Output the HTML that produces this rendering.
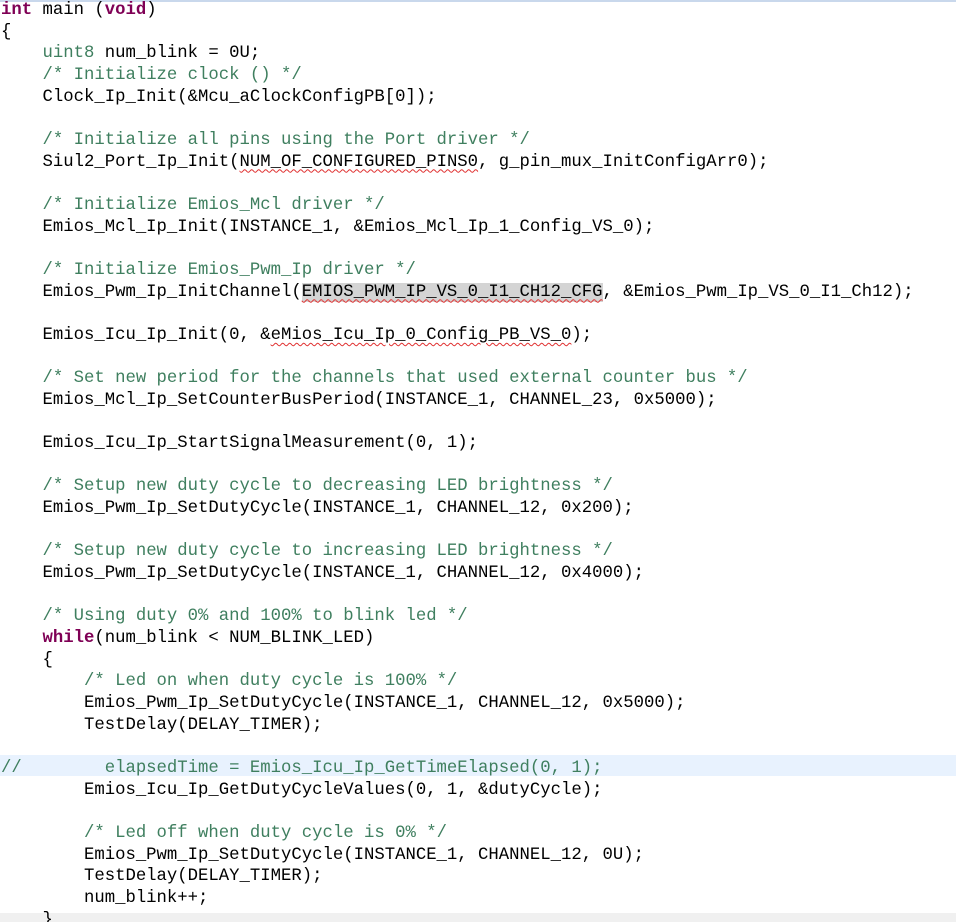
<!DOCTYPE html>
<html><head><meta charset="utf-8"><style>
html,body{margin:0;padding:0;background:#fff;width:956px;height:922px;overflow:hidden;position:relative}
.top{position:absolute;left:0;top:0;width:956px;height:2px;background:#c9d8ec}
.hl{position:absolute;left:0;top:755px;width:956px;height:21px;background:#e8f2fe}
.sb{position:absolute;left:0;top:913px;width:956px;height:9px;background:#f0f0f0}
pre{position:absolute;left:1px;top:0;margin:0;font-family:"Liberation Mono",monospace;font-size:17.3px;line-height:21.65px;color:#000}
.k{color:#7f0055;font-weight:bold}
.c{color:#3f7f5f}
.s{text-decoration:underline wavy #e03030;text-decoration-thickness:1px;text-underline-offset:3px}
.g{background:#d4d4d4}
</style></head><body>
<div class="top"></div><div class="hl"></div><div class="sb"></div>
<pre><span class="k">int</span> main (<span class="k">void</span>)
{
    <span class="c">uint8</span> num_blink = 0U;
    <span class="c">/* Initialize clock () */</span>
    Clock_Ip_Init(&amp;Mcu_aClockConfigPB[0]);

    <span class="c">/* Initialize all pins using the Port driver */</span>
    Siul2_Port_Ip_Init(<span class="s">NUM_OF_CONFIGURED_PINS0</span>, g_pin_mux_InitConfigArr0);

    <span class="c">/* Initialize Emios_Mcl driver */</span>
    Emios_Mcl_Ip_Init(INSTANCE_1, &amp;Emios_Mcl_Ip_1_Config_VS_0);

    <span class="c">/* Initialize Emios_Pwm_Ip driver */</span>
    Emios_Pwm_Ip_InitChannel(<span class="s g">EMIOS_PWM_IP_VS_0_I1_CH12_CFG</span>, &amp;Emios_Pwm_Ip_VS_0_I1_Ch12);

    Emios_Icu_Ip_Init(0, &amp;<span class="s">eMios_Icu_Ip_0_Config_PB_VS_0</span>);

    <span class="c">/* Set new period for the channels that used external counter bus */</span>
    Emios_Mcl_Ip_SetCounterBusPeriod(INSTANCE_1, CHANNEL_23, 0x5000);

    Emios_Icu_Ip_StartSignalMeasurement(0, 1);

    <span class="c">/* Setup new duty cycle to decreasing LED brightness */</span>
    Emios_Pwm_Ip_SetDutyCycle(INSTANCE_1, CHANNEL_12, 0x200);

    <span class="c">/* Setup new duty cycle to increasing LED brightness */</span>
    Emios_Pwm_Ip_SetDutyCycle(INSTANCE_1, CHANNEL_12, 0x4000);

    <span class="c">/* Using duty 0% and 100% to blink led */</span>
    <span class="k">while</span>(num_blink &lt; NUM_BLINK_LED)
    {
        <span class="c">/* Led on when duty cycle is 100% */</span>
        Emios_Pwm_Ip_SetDutyCycle(INSTANCE_1, CHANNEL_12, 0x5000);
        TestDelay(DELAY_TIMER);

<span class="c">//        elapsedTime = Emios_Icu_Ip_GetTimeElapsed(0, 1);</span>
        Emios_Icu_Ip_GetDutyCycleValues(0, 1, &amp;dutyCycle);

        <span class="c">/* Led off when duty cycle is 0% */</span>
        Emios_Pwm_Ip_SetDutyCycle(INSTANCE_1, CHANNEL_12, 0U);
        TestDelay(DELAY_TIMER);
        num_blink++;
    }
</pre>
</body></html>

━━━━━━

TASK INSTRUCTIONS: Write out an exact copy of the listing, first line through the line containing "Emios_Pwm_Ip_SetDutyCycle(INSTANCE_1, CHANNEL_12, 0x4000);", with the pictures left out.

TASK RESPONSE:
Output the HTML that produces this rendering.
<!DOCTYPE html>
<html><head><meta charset="utf-8"><style>
html,body{margin:0;padding:0;background:#fff;width:956px;height:922px;overflow:hidden;position:relative}
.top{position:absolute;left:0;top:0;width:956px;height:2px;background:#c9d8ec}
.hl{position:absolute;left:0;top:755px;width:956px;height:21px;background:#e8f2fe}
.sb{position:absolute;left:0;top:913px;width:956px;height:9px;background:#f0f0f0}
pre{position:absolute;left:1px;top:0;margin:0;font-family:"Liberation Mono",monospace;font-size:17.3px;line-height:21.65px;color:#000}
.k{color:#7f0055;font-weight:bold}
.c{color:#3f7f5f}
.s{text-decoration:underline wavy #e03030;text-decoration-thickness:1px;text-underline-offset:3px}
.g{background:#d4d4d4}
</style></head><body>
<div class="top"></div><div class="hl"></div><div class="sb"></div>
<pre><span class="k">int</span> main (<span class="k">void</span>)
{
    <span class="c">uint8</span> num_blink = 0U;
    <span class="c">/* Initialize clock () */</span>
    Clock_Ip_Init(&amp;Mcu_aClockConfigPB[0]);

    <span class="c">/* Initialize all pins using the Port driver */</span>
    Siul2_Port_Ip_Init(<span class="s">NUM_OF_CONFIGURED_PINS0</span>, g_pin_mux_InitConfigArr0);

    <span class="c">/* Initialize Emios_Mcl driver */</span>
    Emios_Mcl_Ip_Init(INSTANCE_1, &amp;Emios_Mcl_Ip_1_Config_VS_0);

    <span class="c">/* Initialize Emios_Pwm_Ip driver */</span>
    Emios_Pwm_Ip_InitChannel(<span class="s g">EMIOS_PWM_IP_VS_0_I1_CH12_CFG</span>, &amp;Emios_Pwm_Ip_VS_0_I1_Ch12);

    Emios_Icu_Ip_Init(0, &amp;<span class="s">eMios_Icu_Ip_0_Config_PB_VS_0</span>);

    <span class="c">/* Set new period for the channels that used external counter bus */</span>
    Emios_Mcl_Ip_SetCounterBusPeriod(INSTANCE_1, CHANNEL_23, 0x5000);

    Emios_Icu_Ip_StartSignalMeasurement(0, 1);

    <span class="c">/* Setup new duty cycle to decreasing LED brightness */</span>
    Emios_Pwm_Ip_SetDutyCycle(INSTANCE_1, CHANNEL_12, 0x200);

    <span class="c">/* Setup new duty cycle to increasing LED brightness */</span>
    Emios_Pwm_Ip_SetDutyCycle(INSTANCE_1, CHANNEL_12, 0x4000);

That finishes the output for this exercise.